This repository contains solutions to two distinct tasks:
- A Python Flask API deploying to Production Environment
- Secure Database Access from the API
The codebase can be better visualized as below:
- Python Postgres Azure Flask Application
- Table of Content
- Python Flask API
- Theoretical Case: Secure Database Access
- Assumptions
- ToDo
In this section, we will cover a practical solution for setting up a deployable production environment for a simplified application. This environment consists of a API service deployed on Azure Cloud. The goal is to automate the setup of this production environment using "infrastructure as code" principles. Below are the steps to achieve this:
Note: The solution development was conducted on a MacBook M1. Therefore, the instructions are tailored for use in a macOS environment or a similar development environment.
Before we get started ensure you have below tools setup:
- Python v3.13 - For developing the Flask API application.
- Terraform v1.5.7 - Leading Infrastructure as Code framework for building Cloud & On-Prem Infrastructure.
- GoLang go v1.21.1 (Optional) - We are using
Terratest
for testing our TF Code. So only if you wish to write or run tests then you would require it. - Docker Desktop - Used for containerizing and testing the application locally.
- Azure Cloud Account (Optional) - For deploying the application to the Cloud Environment.
- Azure Container Apps - A fully managed serverless containerized application platform.

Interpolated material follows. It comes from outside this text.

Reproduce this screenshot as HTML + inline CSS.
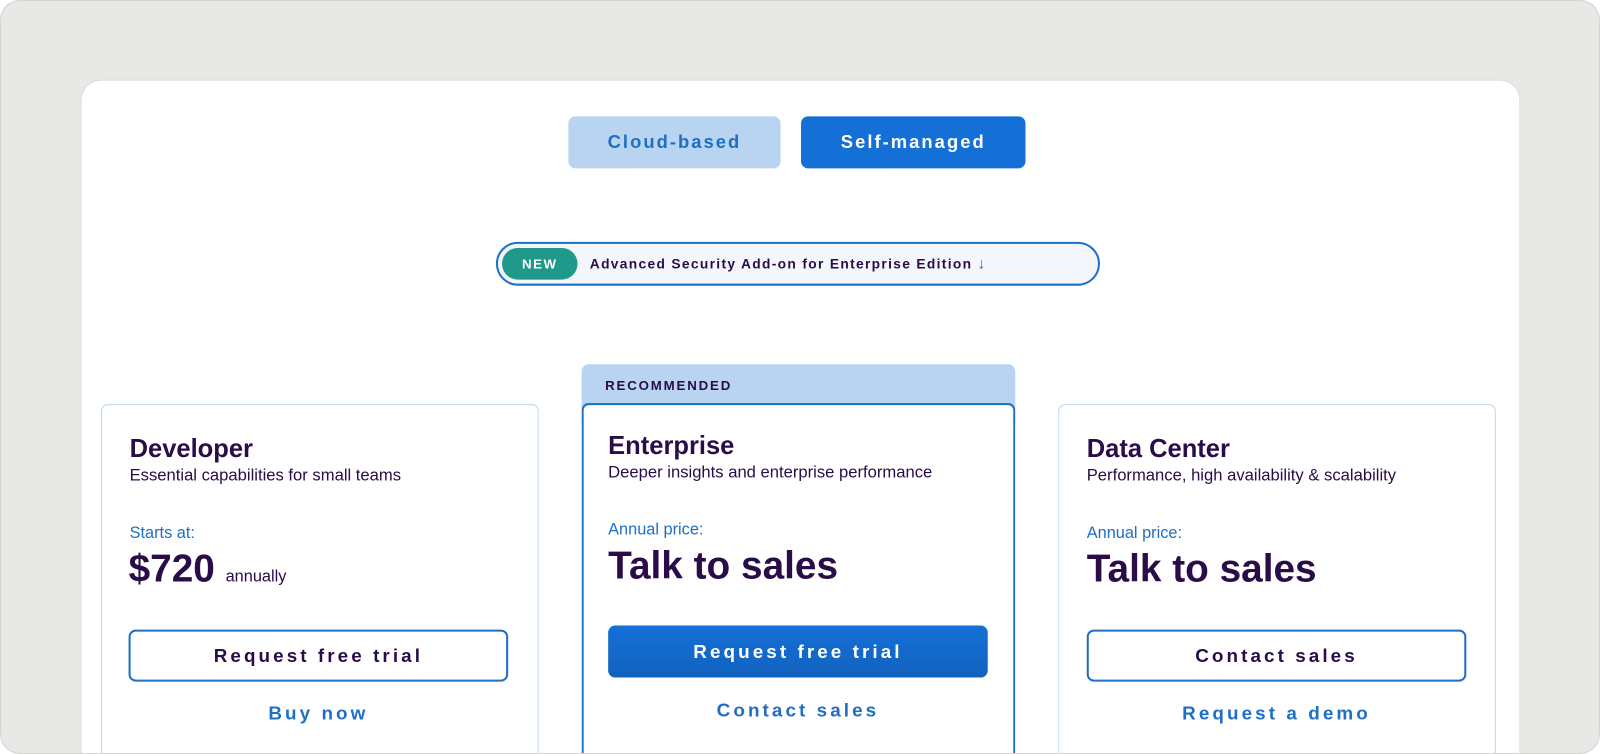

We are deploying our API service to it.
- Github Account (Free Tier) - If you would like to fork this repo and run the pipeline.

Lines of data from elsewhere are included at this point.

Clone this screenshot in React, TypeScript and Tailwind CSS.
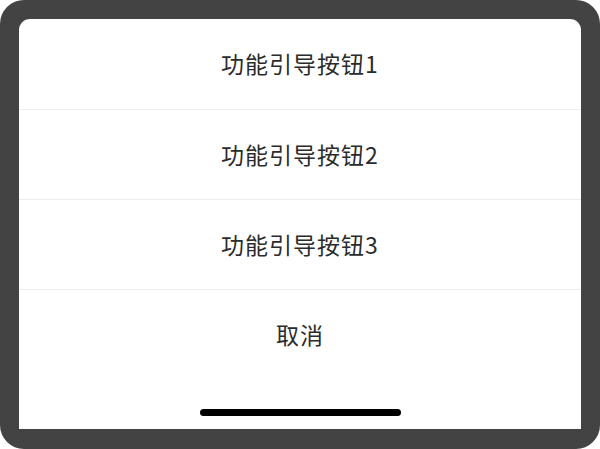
const ACTIONS = ['功能引导按钮1', '功能引导按钮2', '功能引导按钮3']

export default function App() {
  return (
    <div
      className="w-[600px] h-[449px] bg-white"
      style={{ fontFamily: '"Noto Sans CJK SC", "Noto Sans", sans-serif' }}
    >
      {/* 机身外框 */}
      <div className="w-full h-full bg-[#434343] rounded-[24px] pt-[19px] px-[19px] pb-[20px]">
        <div className="h-full bg-white rounded-t-[11px] flex flex-col overflow-hidden">
          {ACTIONS.map((label, i) => (
            <div
              key={label}
              className={`h-[90px] flex items-center justify-center text-[23px] tracking-[1px] text-[#2b2b2b] ${
                i > 0 ? 'border-t border-[#ececec]' : ''
              }`}
            >
              <span className={i === 0 ? '-mt-[1px]' : ''}>{label}</span>
            </div>
          ))}
          <div className="h-[90px] flex items-center justify-center text-[23px] tracking-[1px] text-[#2b2b2b] border-t border-[#ececec]">
            取消
          </div>
          {/* Home 指示条 */}
          <div className="flex-1 flex justify-center pt-[30px]">
            <div className="w-[201px] h-[7px] rounded-full bg-black" />
          </div>
        </div>
      </div>
    </div>
  )
}
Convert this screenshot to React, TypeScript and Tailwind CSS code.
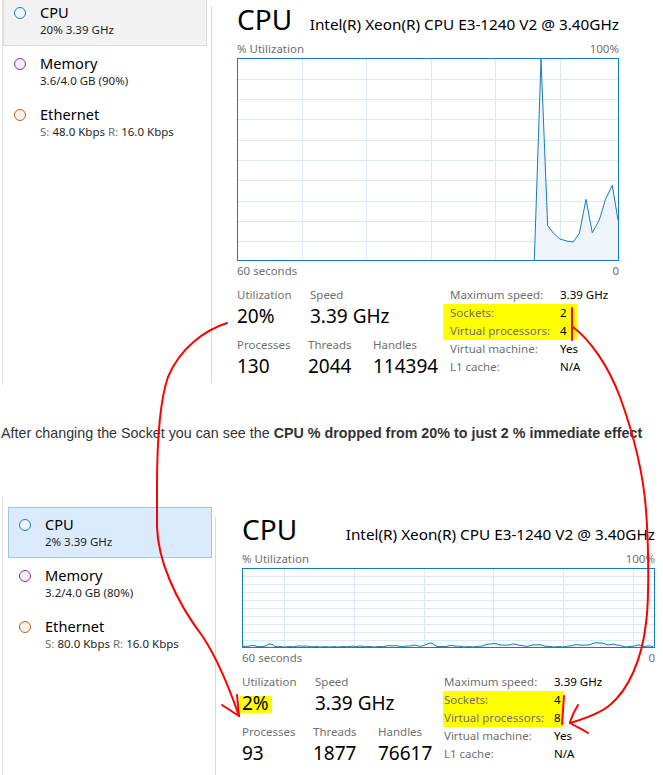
import React from "react";

const SANS = "font-['Noto_Sans',sans-serif]";

type NavProps = { title: string; sub: React.ReactNode; circle: string; boxClass?: string };

function NavItem({ title, sub, circle, boxClass = "" }: NavProps) {
  return (
    <div className={`h-[51px] flex ${boxClass}`}>
      <div className="pl-[11px] pr-[14px] pt-[12px]">
        <div className={`w-[12px] h-[12px] rounded-full border-[1.5px] ${circle}`} />
      </div>
      <div className="pt-[7px]">
        <div className="text-[14.6px] leading-[20px] text-black">{title}</div>
        <div className="text-[11.5px] leading-[16px] text-[#1f1f1f] whitespace-nowrap">{sub}</div>
      </div>
    </div>
  );
}

function Gray({ children }: { children: React.ReactNode }) {
  return <span className="text-[#707070]">{children}</span>;
}

function InfoRow({ label, value }: { label: string; value: string }) {
  return (
    <div className="flex text-[11.5px] leading-[18px] whitespace-nowrap">
      <div className="w-[110px] text-[#707070]">{label}</div>
      <div className="text-black">{value}</div>
    </div>
  );
}

function Stat({ label, value, className = "" }: { label: string; value: React.ReactNode; className?: string }) {
  return (
    <div className={className}>
      <div className="text-[11.5px] leading-[16px] text-[#707070]">{label}</div>
      <div className="text-[19px] leading-[26px] text-black whitespace-nowrap">{value}</div>
    </div>
  );
}

function TopGraph() {
  const W = 382;
  const H = 203;
  const vx = [65, 129, 194, 258, 323];
  const hy = [21, 41, 61, 82, 102, 122, 143, 163, 183];
  const pts: [number, number][] = [
    [297.3, 203], [304, 1], [310.7, 167.7], [316.3, 175], [323, 181], [329.7, 183],
    [336.3, 184], [342.3, 175.3], [349, 141.3], [355.3, 174.7], [362.3, 162],
    [368.7, 140.7], [375.3, 127.3], [381, 162],
  ];
  const line = pts.map((p) => p.join(",")).join(" ");
  const poly = line + ` ${W},${H} 297.3,${H}`;
  return (
    <svg width={W} height={H} className="block">
      <rect x={0} y={0} width={W} height={H} fill="#ffffff" />
      {vx.map((x) => (
        <line key={"v" + x} x1={x + 0.5} y1={0} x2={x + 0.5} y2={H} stroke="#d9eaf4" strokeWidth={1} />
      ))}
      {hy.map((y) => (
        <line key={"h" + y} x1={0} y1={y + 0.5} x2={W} y2={y + 0.5} stroke="#d9eaf4" strokeWidth={1} />
      ))}
      <polygon points={poly} fill="#eef4f9" />
      <polyline points={line} fill="none" stroke="#1a7cbd" strokeWidth={1} />
      <rect x={0.5} y={0.5} width={W - 1} height={H - 1} fill="none" stroke="#117dbb" strokeWidth={1} />
    </svg>
  );
}

function BottomGraph() {
  const W = 413;
  const H = 80;
  const vx = [42, 112, 182, 251, 321, 391];
  const hy = [8, 16, 24, 32, 40, 48, 56, 64, 72];
  const bumps: [number, number, number][] = [
    [10, 1.2, 6], [28, 3, 4], [60, 0.8, 8], [115, 0.6, 10], [150, 1.2, 8], [172, 1.5, 7],
    [188, 4, 5], [210, 1.2, 7], [251, 3.2, 10], [272, 2.6, 8], [295, 2.2, 8],
    [335, 2, 8], [356, 4.2, 10], [373, 2.2, 6], [396, 1.8, 5], [408, 0.8, 4],
  ];
  const pts: string[] = [];
  for (let x = 0; x <= W; x += 3) {
    let y = 78.8;
    for (const [c, h, w] of bumps) {
      y -= h * Math.exp(-(((x - c) / w) ** 2));
    }
    y -= 0.3 * Math.sin(x * 0.7);
    pts.push(`${x},${y.toFixed(2)}`);
  }
  const line = pts.join(" ");
  const poly = `0,${H} ` + line + ` ${W},${H}`;
  return (
    <svg width={W} height={H} className="block">
      <rect x={0} y={0} width={W} height={H} fill="#ffffff" />
      {vx.map((x) => (
        <line key={"v" + x} x1={x + 0.5} y1={0} x2={x + 0.5} y2={H} stroke="#d9eaf4" strokeWidth={1} />
      ))}
      {hy.map((y) => (
        <line key={"h" + y} x1={0} y1={y + 0.5} x2={W} y2={y + 0.5} stroke="#d9eaf4" strokeWidth={1} />
      ))}
      <polygon points={poly} fill="#eef4f9" />
      <polyline points={line} fill="none" stroke="#1a7cbd" strokeWidth={1} />
      <rect x={0.5} y={0.5} width={W - 1} height={H - 1} fill="none" stroke="#117dbb" strokeWidth={1} />
    </svg>
  );
}

type PanelProps = {
  widthClass: string;
  padClass: string;
  leftGroupClass: string;
  hlClass: string;
  graph: React.ReactNode;
  util: React.ReactNode;
  procs: string;
  threads: string;
  handles: string;
  sockets: string;
  vps: string;
};

function MainPanel(p: PanelProps) {
  return (
    <div className={`${p.widthClass} ${p.padClass}`}>
      <div className="flex justify-between items-baseline">
        <div className="text-[28px] leading-[34px] text-black">CPU</div>
        <div className="text-[15.3px] leading-[20px] text-black whitespace-nowrap">
          Intel(R) Xeon(R) CPU E3-1240 V2 @ 3.40GHz
        </div>
      </div>
      <div className="mt-[5px] flex justify-between text-[11.5px] leading-[16px] text-[#707070]">
        <span>% Utilization</span>
        <span>100%</span>
      </div>
      <div className="mt-[1px]">{p.graph}</div>
      <div className="mt-[2px] flex justify-between text-[11.5px] leading-[16px] text-[#707070]">
        <span>60 seconds</span>
        <span>0</span>
      </div>
      <div className="mt-[8px] flex">
        <div className={p.leftGroupClass}>
          <div className="flex">
            <Stat className="w-[73px]" label="Utilization" value={p.util} />
            <Stat label="Speed" value="3.39 GHz" />
          </div>
          <div className="flex mt-[8px]">
            <Stat className="w-[71px]" label="Processes" value={p.procs} />
            <Stat className="w-[65px]" label="Threads" value={p.threads} />
            <Stat label="Handles" value={p.handles} />
          </div>
        </div>
        <div className="-mt-[1px]">
          <InfoRow label="Maximum speed:" value="3.39 GHz" />
          <div className={p.hlClass}>
            <InfoRow label="Sockets:" value={p.sockets} />
            <InfoRow label="Virtual processors:" value={p.vps} />
          </div>
          <InfoRow label="Virtual machine:" value="Yes" />
          <InfoRow label="L1 cache:" value="N/A" />
        </div>
      </div>
    </div>
  );
}

function Annotations() {
  return (
    <svg
      width={663}
      height={775}
      className="absolute left-0 top-0 pointer-events-none"
      fill="none"
      stroke="#ff0000"
      strokeWidth={2}
      strokeLinecap="round"
      strokeLinejoin="round"
    >
      <path d="M227,323 C205,330 180,348 168,377 C160,400 157,440 157,487 L157,527 C158,560 175,600 203,637 C218,660 230,690 239,716" />
      <path d="M222,705 L239,716" />
      <path d="M237,695 L239,716" />
      <path d="M573,327 C590,340 608,365 620,397 C632,430 643,470 646,510 C649,550 649,600 646,623 C642,660 628,690 610,705 C598,715 580,720 570,723" />
      <path d="M578,705 C574,711 572,716 570,722" />
      <path d="M570,723 C577,727 583,730 588,733" />
      <path d="M572,308 L572,340" />
      <path d="M564,696 L562,724" />
    </svg>
  );
}

export default function App() {
  return (
    <div className={`relative w-[663px] h-[775px] overflow-hidden bg-white ${SANS}`}>
      {/* top screenshot */}
      <div className="flex h-[385px]">
        <div className="ml-[2px] w-[209px] border-l border-[#e3e3e3] pr-[4px]">
          <div className="-mt-[5px]">
            <NavItem
              title="CPU"
              sub="20% 3.39 GHz"
              circle="border-[#1e7fc0] bg-[#eef5fb]"
              boxClass="bg-[#f2f2f2] shadow-[inset_0_0_0_1px_#dcdcdc]"
            />
            <NavItem title="Memory" sub="3.6/4.0 GB (90%)" circle="border-[#9528b4] bg-[#f8eefb]" />
            <NavItem
              title="Ethernet"
              sub={
                <>
                  <Gray>S:</Gray> 48.0 Kbps <Gray>R:</Gray> 16.0 Kbps
                </>
              }
              circle="border-[#b0621d] bg-[#fbf1e8]"
            />
          </div>
        </div>
        <div className="mt-[6px] mb-[2px] w-px bg-[#d9d9d9]" />
        <div className="ml-[25px]">
          <MainPanel
            widthClass="w-[382px]"
            padClass="pt-[2px]"
            leftGroupClass="w-[213px]"
            hlClass="-ml-[7px] pl-[7px] w-[134px] bg-[#ffff00]"
            graph={<TopGraph />}
            util="20%"
            procs="130"
            threads="2044"
            handles="114394"
            sockets="2"
            vps="4"
          />
        </div>
      </div>

      {/* caption */}
      <div className="h-[112px] pt-[38px]">
        <p className="ml-[1px] font-['Liberation_Sans',Arial,sans-serif] text-[14.3px] leading-[20px] text-[#333333] whitespace-nowrap">
          After changing the Socket you can see the{" "}
          <b className="font-bold">CPU % dropped from 20% to just 2 % immediate effect</b>
        </p>
      </div>

      {/* bottom screenshot */}
      <div className="flex h-[278px]">
        <div className="ml-[2px] w-[213px] border-l border-[#e3e3e3] pl-[5px] pr-[3px] pt-[10px]">
          <NavItem
            title="CPU"
            sub="2% 3.39 GHz"
            circle="border-[#1e7fc0] bg-[#eef5fb]"
            boxClass="bg-[#dbeafc] shadow-[inset_0_0_0_1px_#9fc6ea]"
          />
          <NavItem title="Memory" sub="3.2/4.0 GB (80%)" circle="border-[#9528b4] bg-[#f8eefb]" />
          <NavItem
            title="Ethernet"
            sub={
              <>
                <Gray>S:</Gray> 80.0 Kbps <Gray>R:</Gray> 16.0 Kbps
              </>
            }
            circle="border-[#b0621d] bg-[#fbf1e8]"
          />
        </div>
        <div className="mt-[20px] w-px bg-[#d9d9d9]" />
        <div className="ml-[26px]">
          <MainPanel
            widthClass="w-[413px]"
            padClass="pt-[15px]"
            leftGroupClass="w-[202px]"
            hlClass="-ml-[1px] pl-[1px] w-[121px] bg-[#ffff00]"
            graph={<BottomGraph />}
            util={
              <span className="relative inline-block">
                <span className="absolute -left-[2px] -right-[3px] top-[6px] h-[17px] bg-[#ffff00]" />
                <span className="relative">2%</span>
              </span>
            }
            procs="93"
            threads="1877"
            handles="76617"
            sockets="4"
            vps="8"
          />
        </div>
      </div>

      <Annotations />
    </div>
  );
}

- Github Actions - Our CI/CD platform providing a cloud agnostic approach for application and infrastructure deployment.
- DockerHub - For storing our private docker image. SaaS solution quick to use. Ideally for a enterprise solution we need a Paid tier of DockerHub or use other solutions such Azure Container Registry etc.
- Behave - For BDD testing using the Gherkins Syntax of the API.

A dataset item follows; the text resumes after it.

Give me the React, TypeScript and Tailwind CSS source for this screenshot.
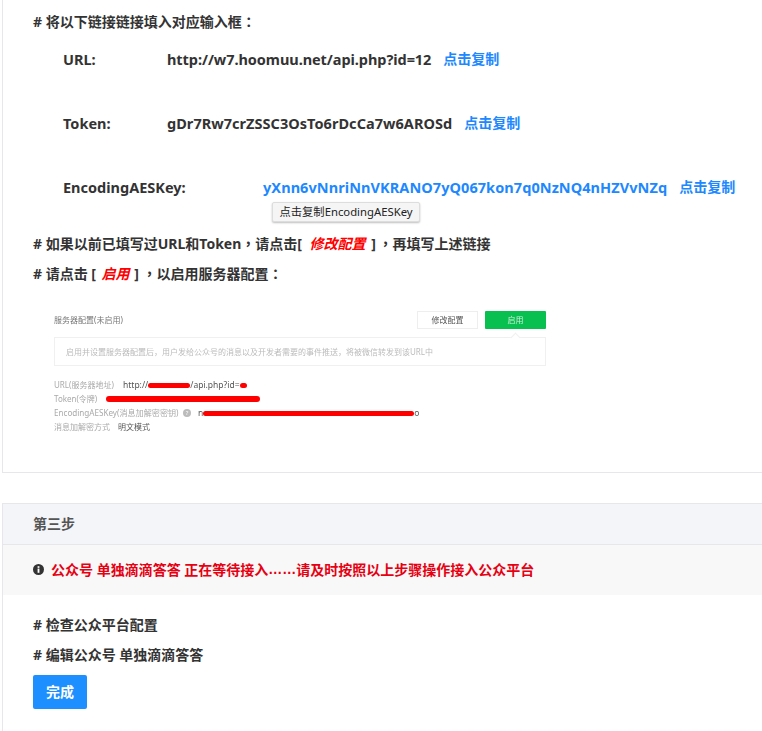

All the tools we have used so far are Free to use for personal usage.
- TFSec - Scans Terraform Code for vulnerable configurations.
- TFLint - Linting the TF Code
- Terraform-Compliance - Lightweight, security and compliance focused test framework.
- Terratest - For Unit Testing the IAC and ensuring the configuration matches the desired state.
- Bandit - A python lib for static code analysis.
- Safety - A python lib for dependency vulnerability analysis.
- Checkov - IAC vulnerability scanning tool, we have used it for scanning our Dockerfile.
- trivy - For scanning vulnerabilities in docker image even before pushing it to the registry.
- Owasp Zap - PenTest
- Github Secret Scanning
- Dependabot and Mergify - Dependabot bumps the dependencies by creating a PR. This helps us keep our dependencies up to date and avoid vulnerabilities. We also use Mergify to streamline the PR merging process, automating it when all the necessary checks and criteria are satisfied.
-
Start Docker Desktop
-
From the root directory of this repository execute below command:
make start-app-db
The above command uses docker compose to run containerized instance of our API and
postgres-13.5
database and then uploads the mock data into the postgres database. -
Test the application by making API requests. For example:
-
GET - Greeting API (Health check)
curl http://127.0.0.1:3000
{"message":"Hello world!"}
-
GET - Rates API
curl "http://127.0.0.1:3000/rates?date_from=2021-01-01&date_to=2021-01-31&orig_code=CNGGZ&dest_code=EETLL"
The output should be something like this:
{ "rates" : [ { "count" : 3, "day" : "2021-01-31", "price" : 1154.33333333333 }, { "count" : 3, "day" : "2021-01-30", "price" : 1154.33333333333 }, ... ] }
-
-
Stop the application
make stop-app-db
-
Check all available options
make help
Click here to check the local execution steps
There’s an SQL dump in
db/rates.sql
that needs to be loaded into a PostgreSQL 13.5 database.After installing the database, the data can be imported through:
createdb rates psql -h localhost -U postgres < db/rates.sql
You can verify that the database is running through:
psql -h localhost -U postgres -c "SELECT 'alive'"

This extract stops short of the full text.